Application of Relevant Case Law
The court supported its decision with references to pertinent case law, including Aetna Casualty and Surety Co. v. Hillman, which articulated that a non-diverse plaintiff could not amend its complaint to substitute a diverse party when the original lack of diversity rendered the initial filing improper. The court emphasized that an amendment to substitute a party could not create jurisdiction where none existed. Additionally, it referenced Rockwell International Credit v. U.S. Ins. Group, where a similar attempt to substitute a party to create diversity was rejected. The court clarified that the Federal Rules of Civil Procedure, specifically Rule 17(a), were not intended to allow a plaintiff to escape the requirement of demonstrating diversity jurisdiction by merely substituting another party, particularly when the original plaintiff did not have standing.

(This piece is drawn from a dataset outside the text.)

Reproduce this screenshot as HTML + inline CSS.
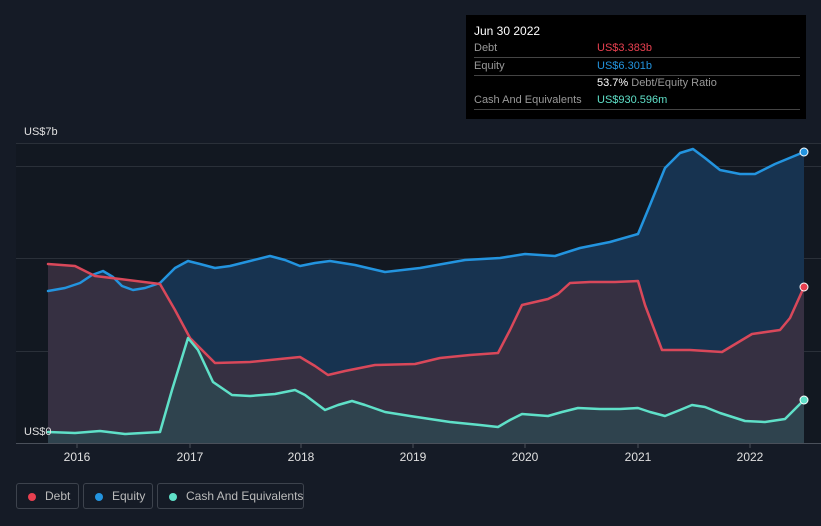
<!DOCTYPE html><html><head><meta charset="utf-8"><style>
body{margin:0;width:821px;height:526px;background:#151b26;font-family:"Liberation Sans",sans-serif;overflow:hidden;position:relative}
.tt{position:absolute;left:466px;top:15px;width:340px;height:104px;background:#000;color:#fff;font-size:11px}
.tt .r{position:absolute;left:8px;width:326px;border-bottom:1px solid #444;height:17px;line-height:17px;color:#999;white-space:nowrap}
.leg{position:absolute;top:483px;height:26px;border:1px solid #3d434d;border-radius:3px;color:#bbb;font-size:12px;line-height:25px;box-sizing:border-box;white-space:nowrap}
.leg i{position:absolute;left:11px;top:9px;width:8px;height:8px;border-radius:50%}
</style></head><body>
<svg width="821" height="526" style="position:absolute;left:0;top:0">
<rect x="16" y="143" width="805" height="300" fill="#121821"/>
<g stroke="#2a3039" stroke-width="1"><line x1="16" y1="143.5" x2="821" y2="143.5"/><line x1="16" y1="166.5" x2="821" y2="166.5"/><line x1="16" y1="258.5" x2="821" y2="258.5"/><line x1="16" y1="351.5" x2="821" y2="351.5"/></g>
<polygon fill="#173350" points="48,443 48,291 65,288 80,283 92,275 103,271 113,277 122,286 133,290 145,288 160,283 175,268 188,261 200,264 215,268 230,266 250,261 270,256 285,260 300,266 315,263 330,261 355,265 385,272 420,268 465,260 500,258 525,254 555,256 580,248 610,242 638,234 650,205 665,168 680,153 693,149 705,158 720,170 740,174 755,174 775,164 804,152 804,443"/>
<polygon fill="#3a3040" fill-opacity=".9" points="48,443 48,264 75,266 85,271 95,276 120,279 160,284 175,310 190,338 215,363 250,362 280,359 300,357 315,366 328,375 345,371 375,365 415,364 440,358 470,355 498,353 510,330 522,305 548,299 558,294 570,283 590,282 615,282 638,281 645,305 662,350 690,350 722,352 752,334 780,330 790,318 804,287 804,443"/>
<polygon fill="#2f4650" fill-opacity=".9" points="48,443 48,432 75,433 100,431 125,434 160,432 172,390 188,338 198,350 213,382 232,395 250,396 275,394 295,390 305,395 325,410 338,405 352,401 365,405 385,412 410,416 450,422 480,425 498,427 510,420 522,414 548,416 562,412 578,408 600,409 620,409 638,408 650,412 665,416 680,410 692,405 705,407 720,413 745,421 765,422 785,419 804,400 804,443"/>
<g fill="none" stroke-width="2.5" stroke-linejoin="round" stroke-linecap="round">
<polyline stroke="#2394df" points="48,291 65,288 80,283 92,275 103,271 113,277 122,286 133,290 145,288 160,283 175,268 188,261 200,264 215,268 230,266 250,261 270,256 285,260 300,266 315,263 330,261 355,265 385,272 420,268 465,260 500,258 525,254 555,256 580,248 610,242 638,234 650,205 665,168 680,153 693,149 705,158 720,170 740,174 755,174 775,164 804,152"/>
<polyline stroke="#d9485a" points="48,264 75,266 85,271 95,276 120,279 160,284 175,310 190,338 215,363 250,362 280,359 300,357 315,366 328,375 345,371 375,365 415,364 440,358 470,355 498,353 510,330 522,305 548,299 558,294 570,283 590,282 615,282 638,281 645,305 662,350 690,350 722,352 752,334 780,330 790,318 804,287"/>
<polyline stroke="#5fe0c8" points="48,432 75,433 100,431 125,434 160,432 172,390 188,338 198,350 213,382 232,395 250,396 275,394 295,390 305,395 325,410 338,405 352,401 365,405 385,412 410,416 450,422 480,425 498,427 510,420 522,414 548,416 562,412 578,408 600,409 620,409 638,408 650,412 665,416 680,410 692,405 705,407 720,413 745,421 765,422 785,419 804,400"/>
</g>
<circle cx="804" cy="152" r="4" fill="#2394df" stroke="#fff" stroke-width="1"/>
<circle cx="804" cy="287" r="4" fill="#e84050" stroke="#fff" stroke-width="1"/>
<circle cx="804" cy="400" r="4" fill="#5fe0c8" stroke="#fff" stroke-width="1"/>
<line x1="16" y1="443.5" x2="821" y2="443.5" stroke="#4a505a"/>
<g stroke="#4a505a"><line x1="77" y1="443" x2="77" y2="448"/><line x1="190" y1="443" x2="190" y2="448"/><line x1="301" y1="443" x2="301" y2="448"/><line x1="413" y1="443" x2="413" y2="448"/><line x1="525" y1="443" x2="525" y2="448"/><line x1="638" y1="443" x2="638" y2="448"/><line x1="750" y1="443" x2="750" y2="448"/></g>
<g fill="#e0e0e0" font-size="12" text-anchor="middle" font-family="Liberation Sans"><text x="77" y="461">2016</text><text x="190" y="461">2017</text><text x="301" y="461">2018</text><text x="413" y="461">2019</text><text x="525" y="461">2020</text><text x="638" y="461">2021</text><text x="750" y="461">2022</text></g>
<text x="24" y="135" fill="#e0e0e0" font-size="11">US$7b</text>
<text x="24" y="435" fill="#e0e0e0" font-size="11">US$0</text>
</svg>
<div class="tt">
<div style="position:absolute;left:8px;top:9px;font-size:12px">Jun 30 2022</div>
<div class="r" style="top:25px">Debt<span style="position:absolute;left:123px;color:#e84050">US$3.383b</span></div>
<div class="r" style="top:43px">Equity<span style="position:absolute;left:123px;color:#2394df">US$6.301b</span></div>
<div class="r" style="top:60px;border:none"><span style="position:absolute;left:123px;color:#fff">53.7% <span style="color:#999">Debt/Equity Ratio</span></span></div>
<div class="r" style="top:77px">Cash And Equivalents<span style="position:absolute;left:123px;color:#5fe0c8">US$930.596m</span></div>
</div>
<div class="leg" style="left:16px;width:63px"><i style="background:#e84050"></i><span style="position:absolute;left:28px">Debt</span></div>
<div class="leg" style="left:83px;width:70px"><i style="background:#2394df"></i><span style="position:absolute;left:28px">Equity</span></div>
<div class="leg" style="left:157px;width:147px"><i style="background:#5fe0c8"></i><span style="position:absolute;left:28px">Cash And Equivalents</span></div>
</body></html>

Conclusion on Subject Matter Jurisdiction
In conclusion, the court determined that the presence of California residents among the limited partners of Finalco Equipment precluded complete diversity between the parties, thereby depriving the court of subject matter jurisdiction. It granted the defendants' motion to dismiss for lack of jurisdiction, affirming that the original plaintiff could not pursue the case in the federal court under these circumstances. The court stressed that if Finalco, Inc. was indeed the rightful owner of the promissory note, it would need to initiate its own action in an appropriate court, rather than attempt to rectify the jurisdictional error through substitution. The ruling underscored the significance of adhering to jurisdictional requirements and the complexities involved when dealing with unincorporated associations like limited partnerships.